Tahun 2011: Tahun Perdamaian

5:15:00 pm

Dengan amat bangga dan bersukacita, aku mendeklarasikan tahun 2011 (yang akan berakhir 12 hari lagi) sebagai tahun perdamaian.



Apa sebab?


Karena tahun 2011 ini aku telah berdamai setidaknya dengan 2 oknum. 


Yang pertama, berdamai dengan seseorang yang sempat kesal denganku dan menciptakan sebuah perang dingin di antara kami. Tindakan pra-perdamaian dilakukan bulan Desember 2010, saat aku menghampiri dia dan mengulurkan tanganku padanya, memohon maaf atas semua kesalahan yang kuperbuat padanya. Saat itu, dia tidak bereaksi sesuai dengan harapanku. Aku sedih sih, agak kecewa, namun aku berusaha untuk tidak "menghukum diri sendiri". Aku tetap berjalan dengan langkah pelan tapi pasti, ketika dia tidak menyambut uluran jabatan tanganku. Dia melengos saja, menuju tempat parkir. Satu-satunya kalimat yang terlontar dari mulutnya adalah, "Untuk apa?"

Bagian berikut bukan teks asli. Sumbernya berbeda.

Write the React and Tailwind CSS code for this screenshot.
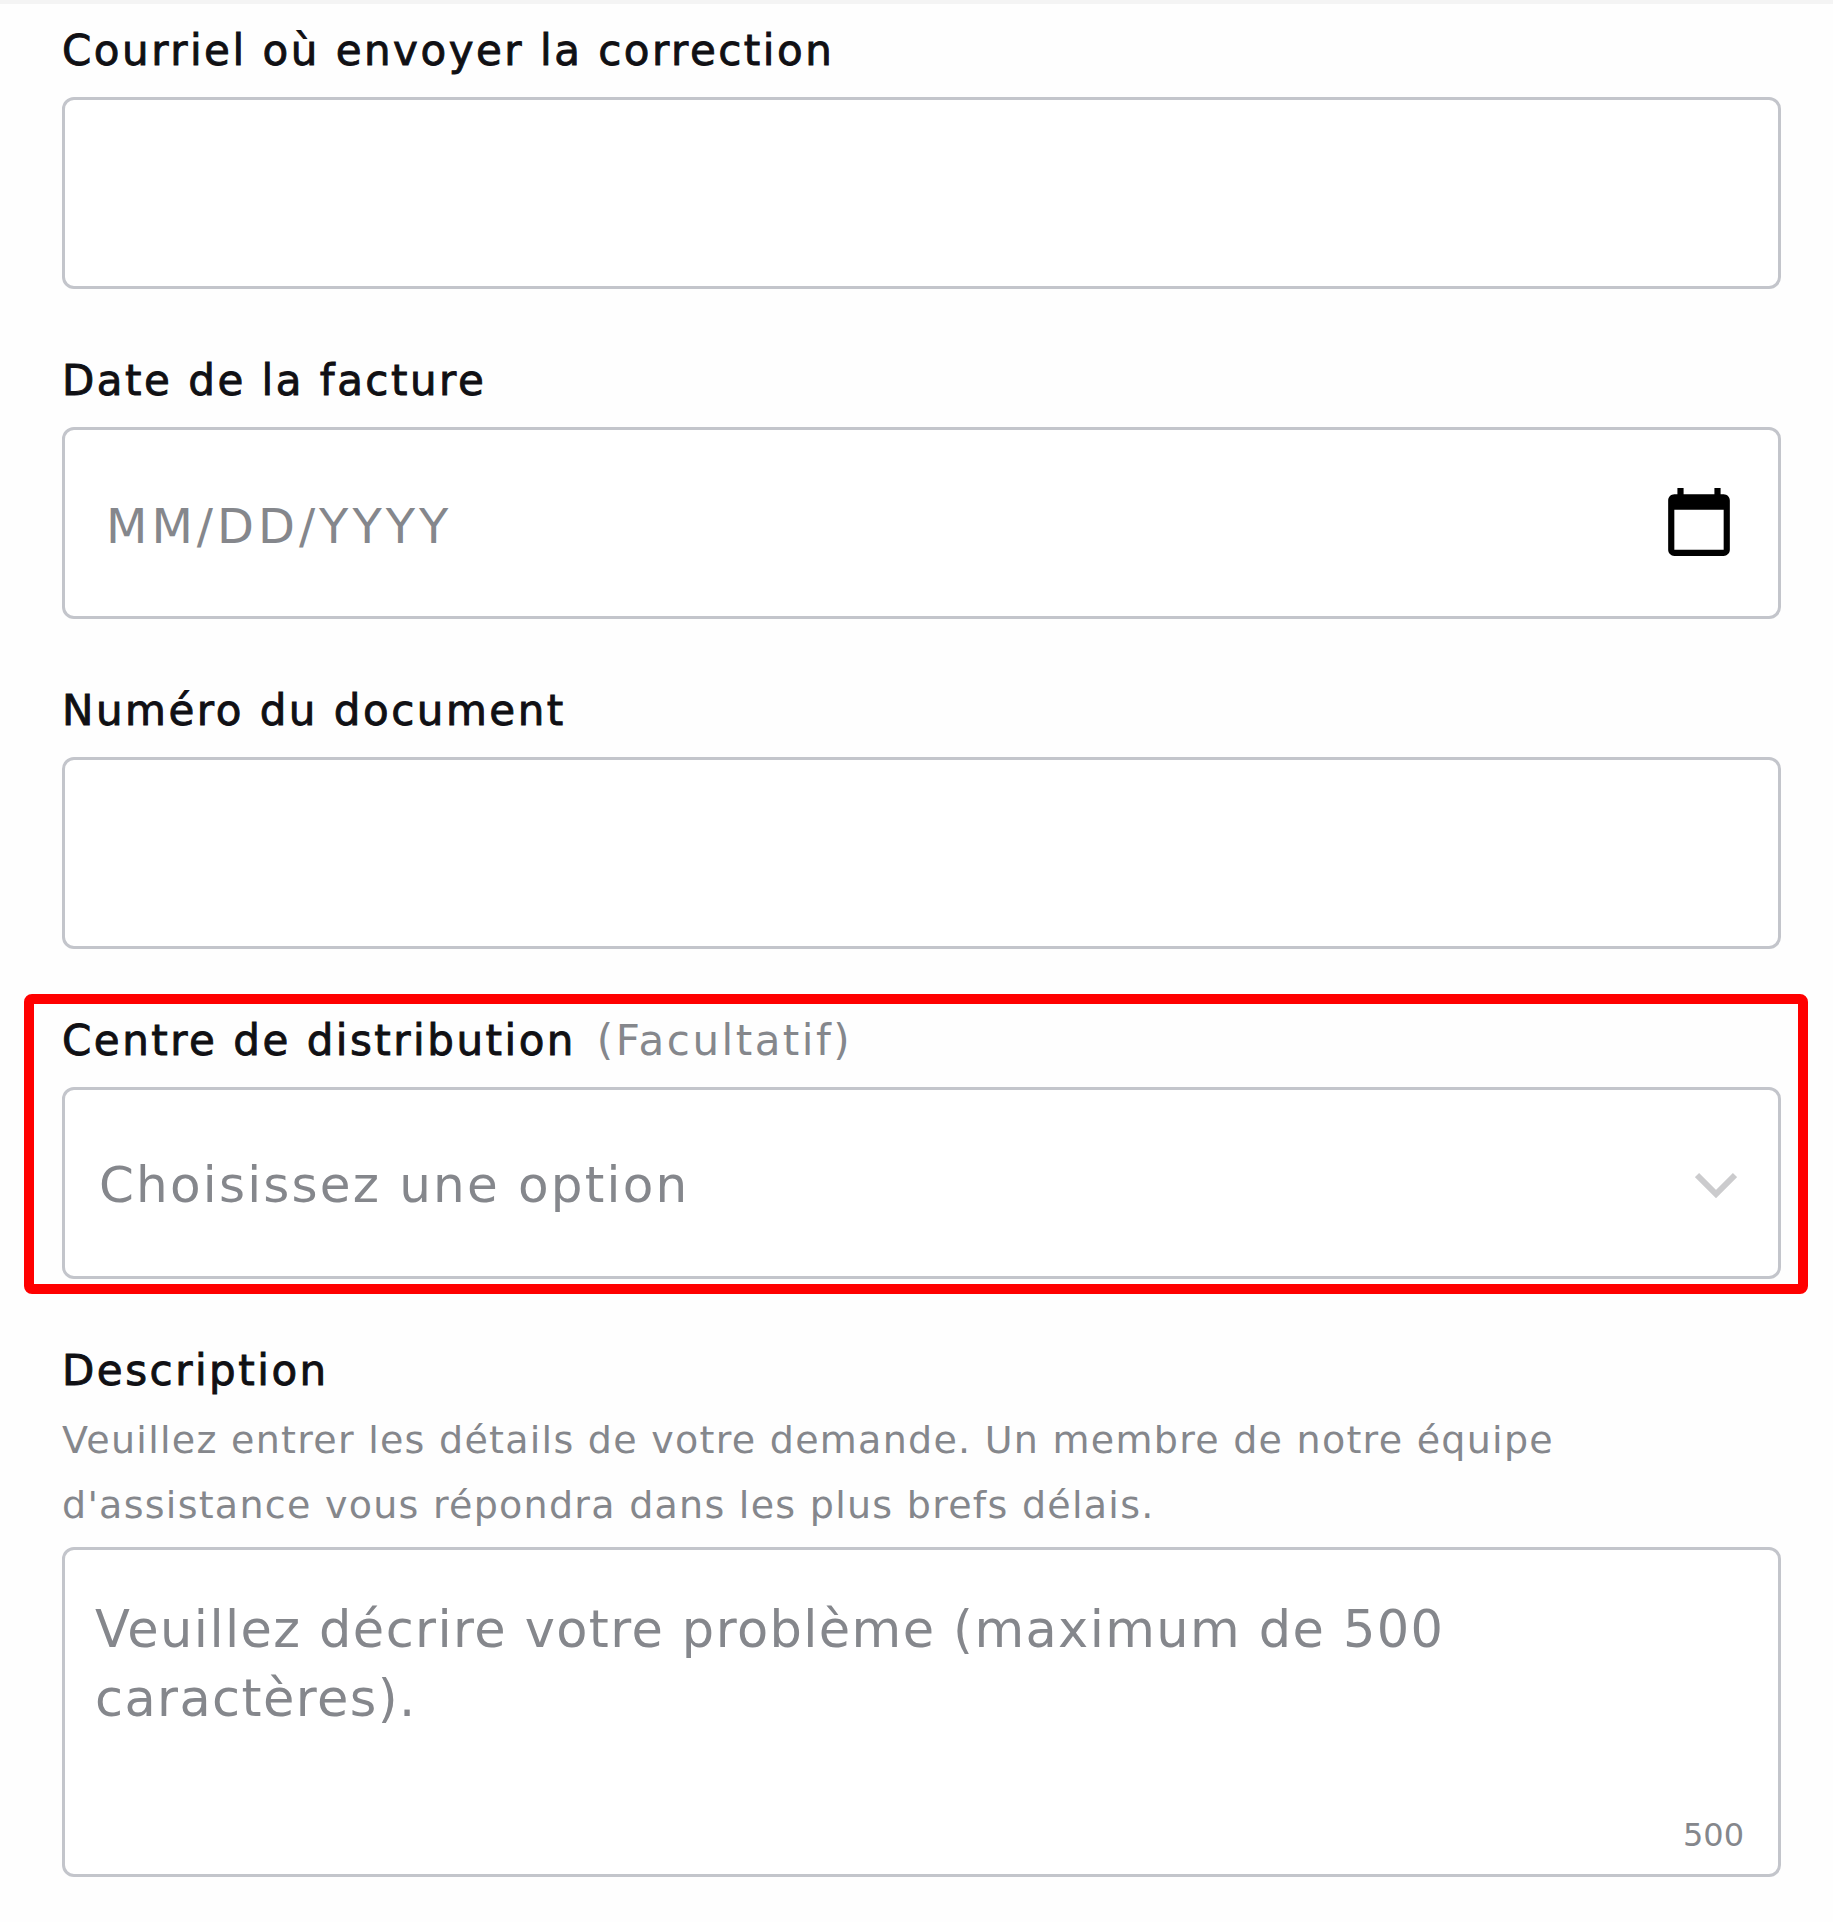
import React from "react";

const font = { fontFamily: '"DejaVu Sans", "Noto Sans", sans-serif' };

function Label({ children, extra }) {
  return (
    <div className="h-[40px] text-[42px] leading-[44px] tracking-[2.5px] text-[#101014] [-webkit-text-stroke:0.9px_#101014] whitespace-nowrap">
      {children}
      {extra ? <span className="ml-[5px] text-[#85878c] [-webkit-text-stroke:0px]"> {extra}</span> : null}
    </div>
  );
}

function Box({ children }) {
  return (
    <div className="relative h-[192px] mt-[28px] border-[3px] border-[#c3c5cb] rounded-[12px] bg-white flex items-center">
      {children}
    </div>
  );
}

function Calendar() {
  return (
    <svg viewBox="0 0 24 24" className="w-[74px] h-[74px] absolute right-[42px] top-[55px]" fill="#000">
      <path d="M20 3h-1V1h-2v2H7V1H5v2H4c-1.1 0-2 .9-2 2v16c0 1.1.9 2 2 2h16c1.1 0 2-.9 2-2V5c0-1.1-.9-2-2-2zm0 18H4V8h16v13z" />
    </svg>
  );
}

function Chevron() {
  return (
    <svg viewBox="0 0 42 26" className="w-[42px] h-[26px] absolute right-[41px] top-[82px]" fill="none" stroke="#cbcbcd" strokeWidth="6">
      <path d="M2 3l19 19L40 3" />
    </svg>
  );
}

export default function App() {
  return (
    <div className="relative w-[1833px] h-[1922px] bg-[#fefefe] overflow-hidden" style={font}>
      <div className="h-[4px] bg-[#f4f4f4]" />
      <div className="pt-[25px] pl-[62px] pr-[52px] flex flex-col gap-[70px]">
        <div>
          <Label>Courriel où envoyer la correction</Label>
          <Box />
        </div>
        <div>
          <Label>Date de la facture</Label>
          <Box>
            <span className="pl-[41px] pt-[5px] text-[48px] tracking-[4px] text-[#85878c]">MM/DD/YYYY</span>
            <Calendar />
          </Box>
        </div>
        <div>
          <Label>Numéro du document</Label>
          <Box />
        </div>
        <div className="relative">
          <div className="absolute left-[-38px] right-[-27px] top-[-25px] bottom-[-15px] border-[10px] border-[#ff0000] rounded-[8px] pointer-events-none" />
          <Label extra="(Facultatif)">Centre de distribution</Label>
          <Box>
            <span className="pl-[34px] pt-[4px] text-[50px] tracking-[2.2px] text-[#85878c]">Choisissez une option</span>
            <Chevron />
          </Box>
        </div>
        <div>
          <Label>Description</Label>
          <p className="mt-[19px] text-[38px] leading-[65px] tracking-[1.27px] text-[#85878c] whitespace-nowrap">
            Veuillez entrer les détails de votre demande. Un membre de notre équipe
            <br />
            d'assistance vous répondra dans les plus brefs délais.
          </p>
          <div className="relative h-[330px] mt-[9px] border-[3px] border-[#c3c5cb] rounded-[12px] bg-white pt-[45px] pl-[30px]">
            <div className="text-[51px] leading-[69px] tracking-[1.4px] text-[#85878c] whitespace-nowrap">
              Veuillez décrire votre problème (maximum de 500
              <br />
              caractères).
            </div>
            <span className="absolute right-[34px] bottom-[22px] text-[32px] leading-[34px] text-[#85878c]">500</span>
          </div>
        </div>
      </div>
    </div>
  );
}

Aku ingat, sesudah dia pergi dari hadapanku, aku pergi ke toilet. Bukan, bukan menangis kog. Tapi buang air kecil. Aku sengaja menahannya (walaupun sudah di ujung tanduk. Hahaha), karena takutnya dia "mencuri-curi" kesempatan untuk pergi sebelum aku sempat minta maaf padanya. Dia tipe orang yang tidak berkeliaran di kampus, jadi aku khawatir kalau-kalau aku tidak dapat bertemu lagi dengannya. Kapan lagi kami berdamai kalau bukan sekarang, pikirku waktu itu. Lagipula aku sudah mendoakannya selama beberapa hari sebelumnya. Aku harus yakin bahwa ini saat yang tepat untuk membereskan semuanya sebelum ada hal-hal tidak terduga yang akan memisahkan kami selamanya ...


Ahh! Dia tidak menanggapi proposal perdamaianku! Sepertinya dia masih marah dan belum mau membereskan semuanya. Jangankan membicarakannya denganku, melihat mataku saja dia enggan. Hmm.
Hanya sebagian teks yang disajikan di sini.